Armstrong, Aldrin, and Collins didn’t complete the Apollo 11 mission on their own. No health care organization fulfills its mission alone, either. My second priority as a health care director of operations is to make sure that I have strong relationships with my people and that they feel empowered to take action on behalf of our patients.
Discover and Use Team Members’ Strengths
Years ago, I learned to sail on Madison’s Lake Mendota when I was a student at UW–Madison. Sailboats always fascinated me because I appreciated the boat’s ability to harness the power of the wind to send a sailor racing across the water. The wind will blow, so why not channel that energy to speed forward? My third priority for new health care operations directors uses this same principle: harness the power of individual team members’ natural strengths, channel those efforts in the same direction, and watch how the health care operation’s results speed forward.
Over a decade ago, I attended a Great Manager program at Gallup University, where I learned about Gallup’s strengths research (now Clifton Strengths). Researchers interviewed many leaders and discovered that there was no one correct way to lead, manage, or find success. In fact, they found 34 strengths or talent themes. People didn’t have just one strength; they have a combination of the 34 to varying degrees. The top five strengths are a person’s signature themes, but the next five are important, too. The trick is to recognize that everyone
has strengths and to guide them toward activities they like, are inclined to do, and would probably do willingly if someone just extended the invitation.

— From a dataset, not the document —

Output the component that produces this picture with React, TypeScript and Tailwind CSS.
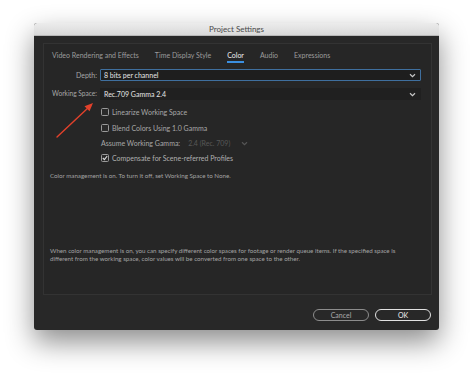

My last few operations management positions haven’t been at strengths-based organizations; however, I still looked at my team members to discover where they excel. One of my caregivers was terrific at organizing things and I’d often see her straightening pens and pencils just so, fixing brochures into neat stacks, and moving break room items to improve the room’s functionality and use. I asked her how she’d re-organize the department’s space and she was delighted to contribute. I’m sure one of her strengths is “arranger.”

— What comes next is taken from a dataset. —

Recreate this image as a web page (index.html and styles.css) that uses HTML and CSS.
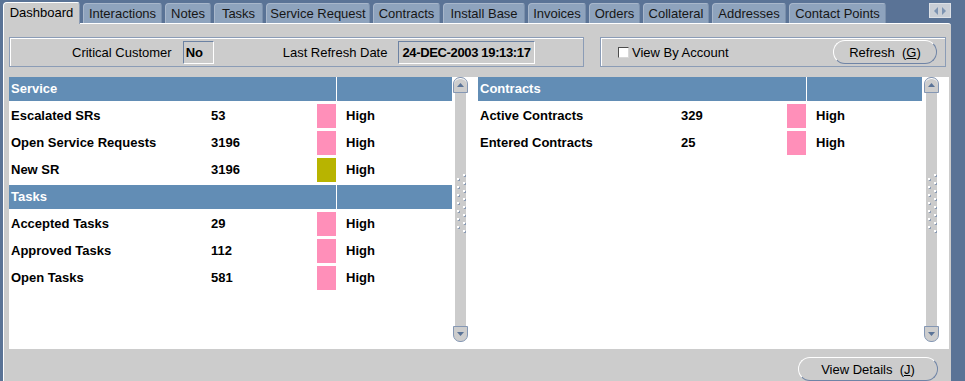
FILE: index.html
```html
<!DOCTYPE html>
<html lang="en">
<head>
    <meta charset="UTF-8">
    <title>Customer Dashboard</title>
    <link rel="stylesheet" href="styles.css">
</head>
<body>
    <div class="tabbar">
        <div class="tabs">
            <div class="tab active">Dashboard</div>
            <div class="tab">Interactions</div>
            <div class="tab">Notes</div>
            <div class="tab">Tasks</div>
            <div class="tab">Service Request</div>
            <div class="tab">Contracts</div>
            <div class="tab">Install Base</div>
            <div class="tab">Invoices</div>
            <div class="tab">Orders</div>
            <div class="tab">Collateral</div>
            <div class="tab">Addresses</div>
            <div class="tab">Contact Points</div>
        </div>
        <div class="tab-scroll">
            <svg width="12" height="8" viewBox="0 0 12 8"><path d="M4 0v8L0 4z M8 0v8l4-4z" fill="#7d93b2"/></svg>
        </div>
    </div>

    <div class="panel">
        <div class="summary">
            <div class="group group-info">
                <span class="label">Critical Customer</span>
                <div class="field field-short">No</div>
                <span class="label label-date">Last Refresh Date</span>
                <div class="field field-date">24-DEC-2003 19:13:17</div>
            </div>
            <div class="group group-actions">
                <label class="check"><span class="box"></span>View By Account</label>
                <button class="pill pill-refresh">Refresh&nbsp;&nbsp;(<u>G</u>)</button>
            </div>
        </div>

        <div class="content">
            <div class="pane">
                <div class="metrics metrics-left">
                    <div class="sec-title">Service</div><div class="sec-rest"></div>
                    <div class="name">Escalated SRs</div><div class="num">53</div><div class="swatch pink"></div><div class="level">High</div>
                    <div class="name">Open Service Requests</div><div class="num">3196</div><div class="swatch pink"></div><div class="level">High</div>
                    <div class="name">New SR</div><div class="num">3196</div><div class="swatch olive"></div><div class="level">High</div>
                    <div class="sec-title">Tasks</div><div class="sec-rest"></div>
                    <div class="name">Accepted Tasks</div><div class="num">29</div><div class="swatch pink"></div><div class="level">High</div>
                    <div class="name">Approved Tasks</div><div class="num">112</div><div class="swatch pink"></div><div class="level">High</div>
                    <div class="name">Open Tasks</div><div class="num">581</div><div class="swatch pink"></div><div class="level">High</div>
                </div>
                <div class="scrollbar">
                    <div class="sb-btn sb-up"><svg width="7" height="4" viewBox="0 0 7 4"><path d="M0 4L3.5 0 7 4z" fill="#5a7397"/></svg></div>
                    <div class="sb-track">
                        <svg width="11" height="59" viewBox="0 0 11 59">
                            <path transform="translate(1 1)" fill="#8c9cb4" d="M8 0h2v2H8z M2 4h2v2H2z M8 8h2v2H8z M2 12h2v2H2z M8 16h2v2H8z M2 20h2v2H2z M8 24h2v2H8z M2 28h2v2H2z M8 32h2v2H8z M2 36h2v2H2z M8 40h2v2H8z M2 44h2v2H2z M8 48h2v2H8z M2 52h2v2H2z M8 56h2v2H8z"/>
                            <path fill="#fff" d="M8 0h2v2H8z M2 4h2v2H2z M8 8h2v2H8z M2 12h2v2H2z M8 16h2v2H8z M2 20h2v2H2z M8 24h2v2H8z M2 28h2v2H2z M8 32h2v2H8z M2 36h2v2H2z M8 40h2v2H8z M2 44h2v2H2z M8 48h2v2H8z M2 52h2v2H2z M8 56h2v2H8z"/>
                        </svg>
                    </div>
                    <div class="sb-btn sb-down"><svg width="7" height="4" viewBox="0 0 7 4"><path d="M0 0L3.5 4 7 0z" fill="#5a7397"/></svg></div>
                </div>
            </div>

            <div class="pane pane-right">
                <div class="metrics metrics-right">
                    <div class="sec-title">Contracts</div><div class="sec-rest"></div>
                    <div class="name">Active Contracts</div><div class="num">329</div><div class="swatch pink"></div><div class="level">High</div>
                    <div class="name">Entered Contracts</div><div class="num">25</div><div class="swatch pink"></div><div class="level">High</div>
                </div>
                <div class="scrollbar">
                    <div class="sb-btn sb-up"><svg width="7" height="4" viewBox="0 0 7 4"><path d="M0 4L3.5 0 7 4z" fill="#5a7397"/></svg></div>
                    <div class="sb-track">
                        <svg width="11" height="59" viewBox="0 0 11 59">
                            <path transform="translate(1 1)" fill="#8c9cb4" d="M8 0h2v2H8z M2 4h2v2H2z M8 8h2v2H8z M2 12h2v2H2z M8 16h2v2H8z M2 20h2v2H2z M8 24h2v2H8z M2 28h2v2H2z M8 32h2v2H8z M2 36h2v2H2z M8 40h2v2H8z M2 44h2v2H2z M8 48h2v2H8z M2 52h2v2H2z M8 56h2v2H8z"/>
                            <path fill="#fff" d="M8 0h2v2H8z M2 4h2v2H2z M8 8h2v2H8z M2 12h2v2H2z M8 16h2v2H8z M2 20h2v2H2z M8 24h2v2H8z M2 28h2v2H2z M8 32h2v2H8z M2 36h2v2H2z M8 40h2v2H8z M2 44h2v2H2z M8 48h2v2H8z M2 52h2v2H2z M8 56h2v2H8z"/>
                        </svg>
                    </div>
                    <div class="sb-btn sb-down"><svg width="7" height="4" viewBox="0 0 7 4"><path d="M0 0L3.5 4 7 0z" fill="#5a7397"/></svg></div>
                </div>
            </div>
        </div>

        <div class="footer">
            <button class="pill pill-details">View Details&nbsp;&nbsp;(<u>J</u>)</button>
        </div>
    </div>
</body>
</html>
```

FILE: styles.css
```css
body {
    margin: 0;
    width: 965px;
    height: 381px;
    overflow: hidden;
    background: #5a7396;
    font-family: "Liberation Sans", Arial, sans-serif;
    font-size: 13px;
    color: #000;
}

/* tab strip */
.tabbar {
    display: flex;
    align-items: flex-end;
    height: 23px;
}
.tabs {
    display: flex;
    align-items: flex-end;
    gap: 3px;
    padding-left: 3px;
}
.tab {
    box-sizing: border-box;
    height: 20px;
    line-height: 19px;
    text-align: center;
    white-space: nowrap;
    background: #8ea3bd;
    color: #161616;
    border-top: 1px solid #a8b7cb;
    border-left: 1px solid #a8b7cb;
    border-right: 1px solid #7a8fab;
    border-radius: 4px 3px 0 0;
}
.tab.active {
    position: relative;
    height: 22px;
    line-height: 20px;
    margin-bottom: -1px;
    background: #cccccc;
    color: #000;
    border-top-color: #fff;
    border-left-color: #fff;
    border-right-color: #8c9cb4;
}
.tab:nth-child(1) { width: 77px; }
.tab:nth-child(2) { width: 79px; }
.tab:nth-child(3) { width: 46px; }
.tab:nth-child(4) { width: 49px; }
.tab:nth-child(5) { width: 104px; }
.tab:nth-child(6) { width: 67px; }
.tab:nth-child(7) { width: 82px; }
.tab:nth-child(8) { width: 58px; }
.tab:nth-child(9) { width: 51px; }
.tab:nth-child(10) { width: 66px; }
.tab:nth-child(11) { width: 74px; }
.tab:nth-child(12) { width: 97px; }

.tab-scroll {
    align-self: flex-start;
    box-sizing: border-box;
    width: 22px;
    height: 15px;
    margin: 3px 14px 0 auto;
    background: #c9ced6;
    border: 1px solid #dde1e7;
    display: flex;
    align-items: center;
    justify-content: center;
}

/* main panel */
.panel {
    box-sizing: border-box;
    width: 948px;
    height: 358px;
    margin-left: 3px;
    background: #cccccc;
    border-top: 1px solid #fff;
    border-left: 1px solid #fff;
    border-top-right-radius: 3px;
}
.summary {
    display: flex;
    gap: 16px;
    padding: 13px 5px 0 5px;
}
.group {
    box-sizing: border-box;
    height: 30px;
    display: flex;
    align-items: center;
    border: 1px solid #8b9cb6;
    box-shadow: inset 1px 1px 0 #fff;
}
.group-info {
    width: 575px;
    padding-left: 62px;
}
.group-actions {
    flex: 1;
    padding: 0 8px 0 17px;
}
.label {
    white-space: nowrap;
}
.label-date {
    margin-left: 69px;
}
.field {
    box-sizing: border-box;
    height: 23px;
    line-height: 21px;
    margin-left: 11px;
    padding-left: 2px;
    font-weight: bold;
    white-space: nowrap;
    background: #cccccc;
    border-top: 1px solid #6c82a3;
    border-left: 1px solid #6c82a3;
    border-right: 1px solid #fff;
    border-bottom: 1px solid #fff;
}
.field-short {
    width: 31px;
}
.field-date {
    width: 137px;
    padding-left: 3px;
    letter-spacing: -0.35px;
}
.check {
    display: flex;
    align-items: center;
    gap: 3px;
}
.box {
    box-sizing: border-box;
    width: 11px;
    height: 11px;
    background: #fff;
    border: 1px solid;
    border-color: #4d4d4d #d8d8d8 #d8d8d8 #4d4d4d;
}
.pill {
    box-sizing: border-box;
    height: 24px;
    padding: 0;
    background: #cccccc;
    color: #000;
    font-family: inherit;
    font-size: 13px;
    border: 1px solid;
    border-color: #fff #6f84a6 #6f84a6 #fff;
    border-radius: 12px;
}
.pill-refresh {
    width: 104px;
    margin-left: auto;
}
.pill-details {
    width: 140px;
}

/* dashboard tables */
.content {
    display: flex;
    width: 940px;
    height: 272px;
    margin: 10px 0 0 5px;
    background: #fff;
}
.pane {
    display: flex;
}
.pane-right {
    margin-left: 10px;
}
.metrics {
    display: grid;
    grid-auto-rows: 24px;
    row-gap: 3px;
    align-content: start;
    line-height: 24px;
    font-weight: bold;
    white-space: nowrap;
}
.metrics-left { grid-template-columns: 200px 108px 19px 1px 115px; }
.metrics-right { grid-template-columns: 201px 108px 19px 1px 115px; }
.sec-title {
    grid-column: 1 / span 3;
    padding-left: 2px;
    background: #628db5;
    color: #fff;
}
.sec-rest {
    grid-column: 5;
    background: #628db5;
}
.name, .num {
    padding-left: 2px;
}
.swatch { grid-column: 3; }
.pink { background: #ff8fb9; }
.olive { background: #b8b400; }
.level {
    grid-column: 5;
    padding-left: 9px;
}

/* scroll bars */
.scrollbar {
    display: flex;
    flex-direction: column;
    width: 15px;
    margin: 0 0 7px 1px;
}
.pane-right .scrollbar {
    margin-left: 2px;
}
.sb-btn {
    box-sizing: border-box;
    height: 16px;
    display: flex;
    align-items: center;
    justify-content: center;
    background: #cdcdcd;
    border: 1px solid #8497b4;
}
.sb-up {
    border-radius: 7px 7px 0 0;
    box-shadow: inset 0 1px 0 #fff;
}
.sb-down {
    border-radius: 0 0 7px 7px;
}
.sb-track {
    flex: 1;
    margin: 0 2px;
    padding-bottom: 13px;
    background: #cccccc;
    display: flex;
    align-items: center;
    justify-content: center;
}

.footer {
    display: flex;
    justify-content: flex-end;
    padding: 8px 13px 0 0;
}
```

Another person was the most tactful supervisor with whom I’ve had the pleasure to work. The rapport she had with colleagues, direct reports, and providers was the envy of everyone, including me. Prickly physicians adored her. Unhappy patients talked to her and were pleased with her and the organization. She’s the person I relied upon to manage rollouts of new policies and ideas. I’m certain that one of her signature themes is “woo.”
The list goes on. When I’m observing departments, talking to individuals, interacting with teams, and listening to caregiver and provider concerns, I’m always on the hunt for each person’s strengths. Some are analytical and love to pour over data; while others have empathy and connect with patients so well. Everyone has something unique and valuable to contribute to the team effort.

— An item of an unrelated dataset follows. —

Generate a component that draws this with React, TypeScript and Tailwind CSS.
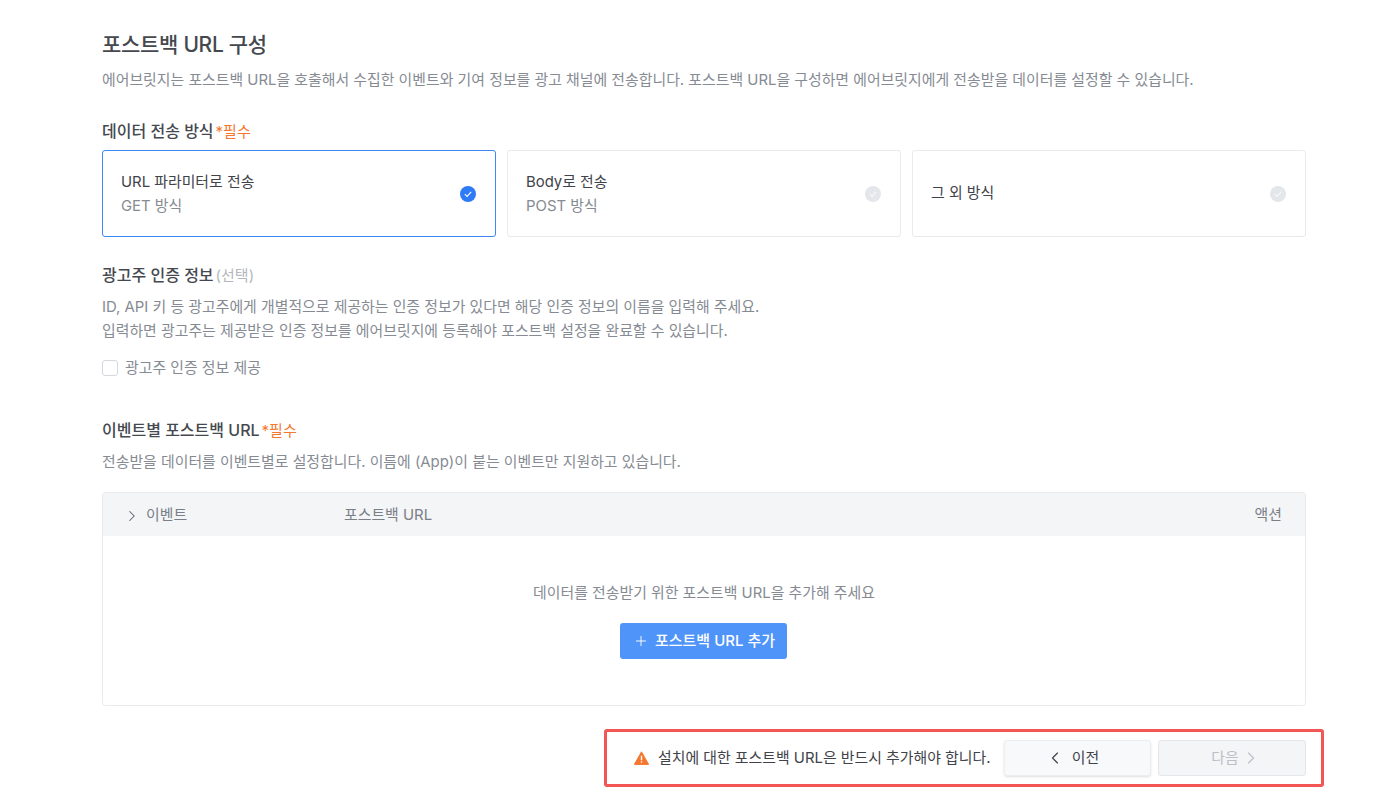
import React from "react";
import { ChevronLeft, ChevronRight, Plus } from "lucide-react";

function Check({ on }: { on: boolean }) {
  return (
    <svg width="16" height="16" viewBox="0 0 16 16" className="shrink-0">
      <circle cx="8" cy="8" r="8" fill={on ? "#2f7bf6" : "#e3e6ea"} />
      <path d="M4.8 8.2 7.1 10.4 11.2 5.8" fill="none" stroke={on ? "#ffffff" : "#f8f9fa"} strokeWidth="1.1" />
    </svg>
  );
}

function Option({ title, sub, on }: { title: string; sub?: string; on?: boolean }) {
  return (
    <div className={`h-[87px] flex-1 rounded-[3px] flex items-center justify-between pl-[18px] pr-[19px] border ${on ? "border-[#3d86f5]" : "border-[#e8eaed]"}`}>
      <div className={`flex flex-col gap-[3px] ${sub ? "pt-[2px]" : ""}`}>
        <div className="text-[14.9px] leading-[21px] text-[#3f434a]">{title}</div>
        {sub && <div className="text-[14.9px] leading-[21px] text-[#868b93]">{sub}</div>}
      </div>
      <Check on={!!on} />
    </div>
  );
}

function Req() {
  return <span className="text-[15px] font-normal text-[#f5772f] ml-[2px]">*필수</span>;
}

export default function App() {
  return (
    <div
      className="relative w-[1400px] h-[800px] overflow-hidden bg-white pl-[102px] pr-[94px] pt-[30px]"
      style={{ fontFamily: '"Inter", "Noto Sans CJK KR", sans-serif' }}
    >
      <h1 className="text-[21px] leading-[30px] font-medium tracking-[-0.3px] text-[#45494f]">포스트백 URL 구성</h1>
      <p className="mt-[10px] text-[14.9px] leading-[21px] text-[#868b93] whitespace-nowrap">
        에어브릿지는 포스트백 URL을 호출해서 수집한 이벤트와 기여 정보를 광고 채널에 전송합니다. 포스트백 URL을 구성하면 에어브릿지에게 전송받을 데이터를 설정할 수 있습니다.
      </p>

      <div className="mt-[29px] text-[16px] leading-[22px] font-medium text-[#45494f]">
        데이터 전송 방식<Req />
      </div>
      <div className="mt-[7px] flex gap-[11px]">
        <Option title="URL 파라미터로 전송" sub="GET 방식" on />
        <Option title="Body로 전송" sub="POST 방식" />
        <Option title="그 외 방식" />
      </div>

      <div className="mt-[27px] text-[16px] leading-[22px] font-medium text-[#45494f]">
        광고주 인증 정보<span className="text-[15px] font-normal text-[#b4b8be] ml-[2px]">(선택)</span>
      </div>
      <p className="mt-[8px] text-[14.9px] leading-[24px] text-[#868b93] whitespace-nowrap">
        ID, API 키 등 광고주에게 개별적으로 제공하는 인증 정보가 있다면 해당 인증 정보의 이름을 입력해 주세요.
        <br />
        입력하면 광고주는 제공받은 인증 정보를 에어브릿지에 등록해야 포스트백 설정을 완료할 수 있습니다.
      </p>
      <label className="mt-[14px] flex items-center gap-[7px] h-[22px]">
        <span className="w-[16px] h-[16px] rounded-[3px] border border-[#d5d8dd] bg-white" />
        <span className="text-[14.9px] text-[#868b93]">광고주 인증 정보 제공</span>
      </label>

      <div className="mt-[40px] text-[16px] leading-[22px] font-medium text-[#45494f]">
        이벤트별 포스트백 URL<Req />
      </div>
      <p className="mt-[10px] text-[14.9px] leading-[21px] text-[#868b93] whitespace-nowrap">
        전송받을 데이터를 이벤트별로 설정합니다. 이름에 (App)이 붙는 이벤트만 지원하고 있습니다.
      </p>

      <div className="mt-[19px] h-[214px] rounded-[3px] border border-[#e8eaed] flex flex-col">
        <div className="h-[43px] pt-[2px] bg-[#f4f5f7] flex items-center text-[14.9px] text-[#7a7f87] pr-[23px]">
          <ChevronRight size={18} strokeWidth={1.4} className="ml-[20px] mr-[5px] text-[#5c6068]" />
          <span className="w-[198px]">이벤트</span>
          <span>포스트백 URL</span>
          <span className="ml-auto">액션</span>
        </div>
        <div className="flex-1 flex flex-col items-center pt-[46px]">
          <div className="text-[14.9px] leading-[22px] text-[#868b93]">데이터를 전송받기 위한 포스트백 URL을 추가해 주세요</div>
          <button className="mt-[19px] mr-[2px] pl-[2px] w-[167px] h-[36px] rounded-[3px] bg-[#4f94f8] text-white text-[15px] font-medium flex items-center justify-center gap-[6px]">
            <Plus size={16} strokeWidth={1.4} />
            포스트백 URL 추가
          </button>
        </div>
      </div>

      <div className="absolute left-[604px] top-[729px] w-[720px] h-[58px] rounded-[3px] border-[3px] border-[#f45555] flex items-center pl-[27px] pr-[15px]">
        <svg width="15" height="14" viewBox="0 0 15 14" className="shrink-0">
          <path d="M7.5 0.8 14.6 13.4H0.4Z" fill="#f5772f" stroke="#f5772f" strokeLinejoin="round" />
          <rect x="6.8" y="4.8" width="1.4" height="4.4" fill="#fff" />
          <rect x="6.8" y="10.2" width="1.4" height="1.4" fill="#fff" />
        </svg>
        <span className="ml-[9px] text-[14.9px] text-[#3f434a] whitespace-nowrap">설치에 대한 포스트백 URL은 반드시 추가해야 합니다.</span>
        <button className="ml-auto w-[147px] h-[36px] pr-[11px] rounded-[3px] border border-[#eceef0] bg-[#f8f9fa] shadow-sm flex items-center justify-center gap-[7px] text-[14.9px] text-[#3f434a]">
          <ChevronLeft size={20} strokeWidth={1.4} />
          이전
        </button>
        <button className="ml-[7px] w-[148px] h-[36px] pl-[8px] rounded-[3px] border border-[#e3e6ea] bg-[#f4f5f7] flex items-center justify-center gap-[2px] text-[14.9px] text-[#bcc0c6]">
          다음
          <ChevronRight size={20} strokeWidth={1.4} />
        </button>
      </div>
    </div>
  );
}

When a health care director of operations focuses on people’s strengths, it de-emphasizes the weaknesses. I think it’s better to put my energy, and the energy of those I lead, into what people do well. Harness that energy — energy that would be there no matter what a leader does or doesn’t do — and channel it into the health care organization’s sails. All of our unique abilities, focused on the mission to improve patients’ health and wellness, can be the natural power behind an operation’s success.